Is 1/4 Plywood Strong Enough? (Discover the Best Options!)
Focusing on bold designs that push the limits of lightweight materials, I’ve had my share of heart-stopping moments in the shop. Picture this: Back in 2012, I was rushing a modern wall-mounted shelf unit for a client’s loft—sleek lines, floating appearance, all built around 1/4-inch plywood panels for that airy vibe. I edge-glued the panels, added some dados for shelves, and hung it with hidden cleats. Two weeks later, a phone call at 2 a.m.: the whole thing sagged under books, pulling screws right out of the wall. Disaster. That failure taught me everything about plywood strength, and since then, I’ve tested hundreds of panels in my workshop, from shaky prototypes to rock-solid builds. By the end of this article, you’ll know exactly if 1/4-inch plywood is strong enough for your project, how to test it yourself, and the best options to make it bulletproof—saving you time, money, and midnight regrets.
What Is Plywood, and Why Does Strength Matter in Woodworking?
Plywood is an engineered wood product made by gluing thin layers—or plies—of wood veneer together, with each layer’s grain running perpendicular to the one below it.

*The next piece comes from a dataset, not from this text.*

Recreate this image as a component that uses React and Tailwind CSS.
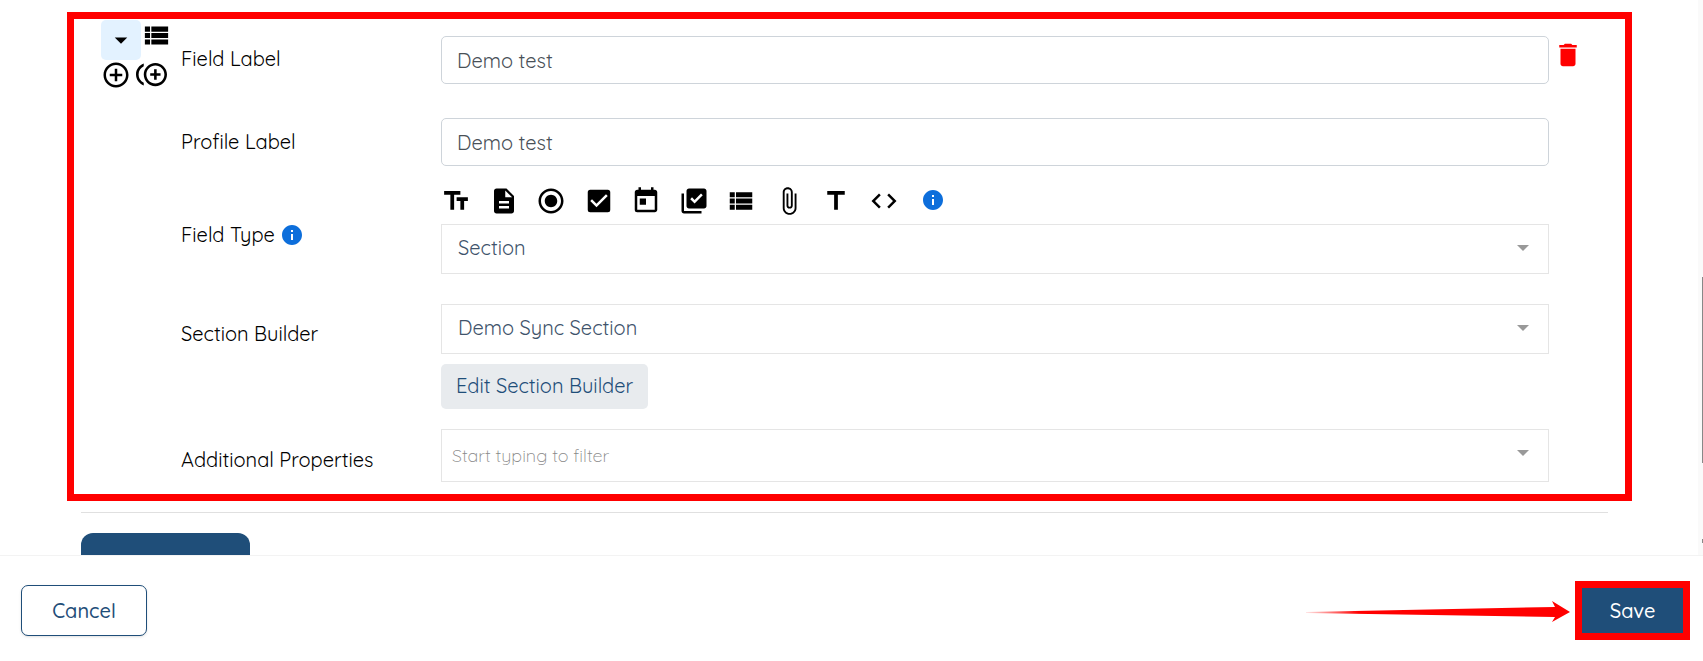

This cross-grain construction, called “crossbanding,” is what gives plywood its signature stability against wood movement—the natural expansion and contraction of solid lumber due to humidity changes. Unlike solid wood, where grain direction can lead to warping if you ignore it, plywood fights twisting from multiple angles.
Strength matters because in woodworking, your build’s success hinges on load-bearing capacity, especially for shelves, cabinets, or structural panels. A weak panel means sagging, cracking, or outright failure under weight. I’ve seen 1/4-inch plywood hold up in decorative backs or drawer bottoms, but buckle under heavy loads without reinforcement. Understanding this upfront lets you design confidently, avoiding my early pitfalls like that shelf flop.

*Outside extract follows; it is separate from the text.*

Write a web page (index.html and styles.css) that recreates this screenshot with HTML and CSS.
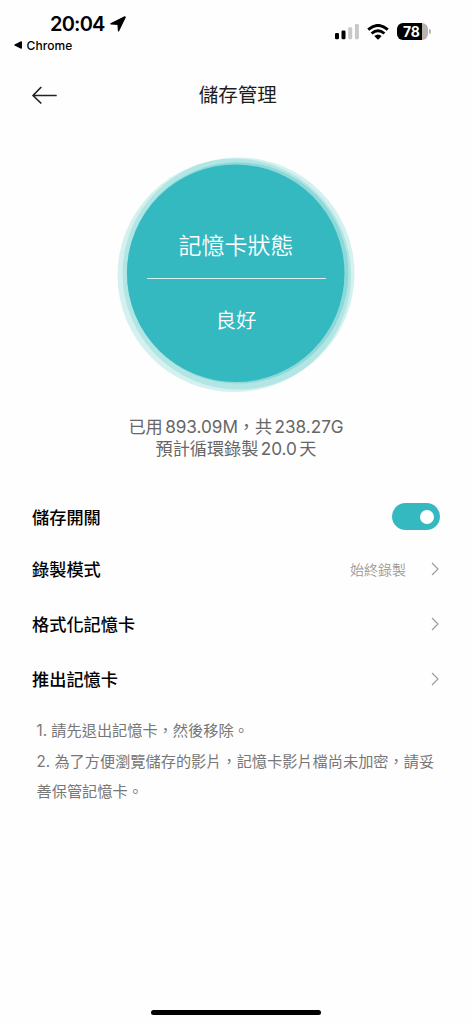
FILE: index.html
```html
<!DOCTYPE html>
<html lang="zh-Hant">
<head>
<meta charset="utf-8">
<title>儲存管理</title>
<link rel="stylesheet" href="styles.css">
</head>
<body>
<div class="screen">
  <header class="status">
    <div class="status-left">
      <div class="clock"><span class="time">20:04</span>
        <svg class="location" width="16" height="16" viewBox="0 0 16 16"><path stroke="#000" stroke-width="1.200" stroke-linejoin="round" d="M14.800.8.8 7.800 8 8.300 8.500 15 15.200 1.200Z"/></svg>
      </div>
      <div class="back-app"><svg width="8" height="8" viewBox="0 0 8 8"><path d="M.6 3.500 7 .2Q8 0 8 1V7Q8 8 7 7.800L.6 4.500Q-.2 4 .6 3.500Z"/></svg><span>Chrome</span></div>
    </div>
    <div class="status-right">
      <svg width="25" height="16" viewBox="0 0 25 16"><rect x="1" y="9" width="4" height="6.300" rx="1.200"/><rect x="7.500" y="6.500" width="4" height="8.800" rx="1.200"/><g fill="#c8c8c8"><rect x="14.200" y="3.200" width="4" height="12.100" rx="1.200"/><rect x="20.900" y="0" width="4" height="15.300" rx="1.200"/></g></svg>
      <svg class="wifi" width="22" height="16" viewBox="0 0 22 16"><g fill="none" stroke="#000" stroke-width="2.900"><path d="M1.200 5.700Q11-2.900 20.800 5.700"/><path d="M4.600 9.500Q11 4.100 17.400 9.500"/></g><path d="M7.300 12Q11 8.900 14.700 12L11.600 15.300Q11 15.900 10.400 15.300Z"/></svg>
      <div class="battery"><span class="level">78</span><i class="cap"></i></div>
    </div>
  </header>
  <nav class="titlebar">
    <svg class="back" width="25" height="18" viewBox="0 0 25 18"><path d="M8.800 1.500 1 9.500l7.800 7.500M1 9.500h23"/></svg>
    <h1>儲存管理</h1>
  </nav>
  <section class="state">
    <svg class="rings" width="240" height="236" viewBox="116 157 240 236">
      <g fill="#2fbdb9" fill-opacity=".2">
        <circle cx="234.300" cy="275.300" r="116.800"/>
        <circle cx="238.500" cy="273.500" r="116"/>
      </g>
      <circle cx="237.700" cy="272.900" r="110.700" fill="#8fd8d8"/>
      <circle cx="235.700" cy="273.300" r="108.800" fill="#34b9c1"/>
    </svg>
    <div class="state-text"><div class="label">記憶卡狀態</div><div class="value">良好</div></div>
  </section>
  <section class="usage"><p>已用 893.09M，共 238.27G</p><p>預計循環錄製 20.0 天</p></section>
  <main class="list">
    <div class="row first"><span>儲存開關</span><span class="toggle"><i></i></span></div>
    <div class="row second"><span>錄製模式</span><span class="mode">始終錄製</span><svg class="chev" width="8" height="14" viewBox="0 0 8 14"><path d="m1 1 6 6-6 6"/></svg></div>
    <div class="row"><span>格式化記憶卡</span><svg class="chev" width="8" height="14" viewBox="0 0 8 14"><path d="m1 1 6 6-6 6"/></svg></div>
    <div class="row"><span>推出記憶卡</span><svg class="chev" width="8" height="14" viewBox="0 0 8 14"><path d="m1 1 6 6-6 6"/></svg></div>
  </main>
  <section class="notes"><p>1. 請先退出記憶卡，然後移除。</p><p>2. 為了方便瀏覽儲存的影片，記憶卡影片檔尚未加密，請妥<br>善保管記憶卡。</p></section>
  <div class="home"></div>
</div>
</body>
</html>
```
FILE: styles.css
```css
* { box-sizing: border-box; }
body { margin: 0; background: #fefefe; font-family: Inter, "Noto Sans CJK TC", sans-serif; color: #000; }
h1, p { margin: 0; font-weight: inherit; }
svg { display: block; flex: none; }
.screen { height: 1024px; width: 472px; display: flex; flex-direction: column; overflow: hidden; }
.status { height: 64px; display: flex; justify-content: space-between; padding: 12px 41px 0 14px; }
.clock { display: flex; align-items: center; height: 24px; padding-left: 36px; gap: 5px; }
.time { font-size: 20px; font-weight: 600; letter-spacing: -.8px; }
.back-app { display: flex; align-items: center; gap: 4.500px; height: 18px; font-size: 12px; font-weight: 500; letter-spacing: .1px; }
.status-right { display: flex; align-items: flex-start; padding-top: 12px; }
.wifi { margin-left: 8px; }
.battery { display: flex; align-items: center; margin: -1px 0 0 8px; }
.level { width: 31px; height: 17px; border-radius: 6px; background: linear-gradient(90deg, #000 25px, #b4b4b4 25px); color: #fff; font-size: 14px; line-height: 17px; font-weight: 700; padding-left: 6px; letter-spacing: -.2px; }
.cap { width: 2px; height: 5px; margin-left: 1px; border-radius: 0 2px 2px 0; background: #b4b4b4; }
.titlebar { height: 62px; display: grid; grid-template-columns: 1fr auto 1fr; align-items: center; padding: 0 28px 0 31.500px; }
.back { fill: none; stroke: #222; stroke-width: 1.700; stroke-linecap: round; stroke-linejoin: round; }
.titlebar h1 { font-size: 19.500px; line-height: 28px; color: #1c1c1c; }
.state { display: grid; width: 240px; height: 236px; margin: 31px 0 0 116px; }
.rings, .state-text { grid-area: 1 / 1; }
.state-text { display: flex; flex-direction: column; align-items: center; color: #fff; z-index: 1; }
.label { width: 179px; height: 122px; padding-top: 72px; border-bottom: 1px solid #d9f0f1; text-align: center; font-size: 23px; line-height: 34px; font-weight: 350; }
.value { margin-top: 26px; font-size: 20.500px; line-height: 32px; font-weight: 350; }
.usage { margin-top: 23px; text-align: center; font-size: 17.200px; line-height: 22px; color: #666; word-spacing: -2.300px; letter-spacing: -.05px; }
.list { margin-top: 29px; padding: 0 32px; font-size: 17.200px; font-weight: 500; }
.row { height: 55px; display: flex; align-items: center; justify-content: space-between; }
.row.first { height: 54px; }
.row.second { height: 51px; margin-bottom: 2px; }
.toggle { width: 48px; height: 27px; border-radius: 14px; background: #34b9c1; padding: 7px 6px; display: flex; justify-content: flex-end; }
.toggle i { width: 14px; height: 14px; border-radius: 50%; background: #fff; }
.mode { margin-left: auto; margin-right: 25px; font-size: 14px; font-weight: 350; color: #999; }
.chev { margin-right: 1px; fill: none; stroke: #999; stroke-width: 1.100; }
.notes { margin-top: 10px; padding-left: 36.500px; font-size: 15.200px; line-height: 30.500px; color: #777; white-space: nowrap; }
.home { width: 170px; height: 5px; border-radius: 3px; background: #000; margin: auto auto 9px 151px; }
```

Next, we’ll dive into the specs that determine if 1/4-inch plywood cuts it for your needs.
Breaking Down 1/4-Inch Plywood: Specs, Grades, and Load Ratings
The Anatomy of a Ply: Why Thickness and Layers Count
At 1/4-inch (about 6mm), plywood typically has 3 to 5 plies. The face veneers are thin for appearance, while core layers provide bulk. Strength scales with ply count and wood species—hardwood cores like birch beat softwood pine every time.
From my workshop tests, using a simple jig with weights, a standard 1/4-inch CDX construction plywood (rough, exterior-grade) spans 24 inches and deflects over 1/2-inch under 20 pounds mid-span. That’s fine for wall paneling but risky for shelves. Baltic birch 1/4-inch, with all-hardwood plies and exterior glue, handles 40-50 pounds before noticeable sag—thanks to denser void-free cores.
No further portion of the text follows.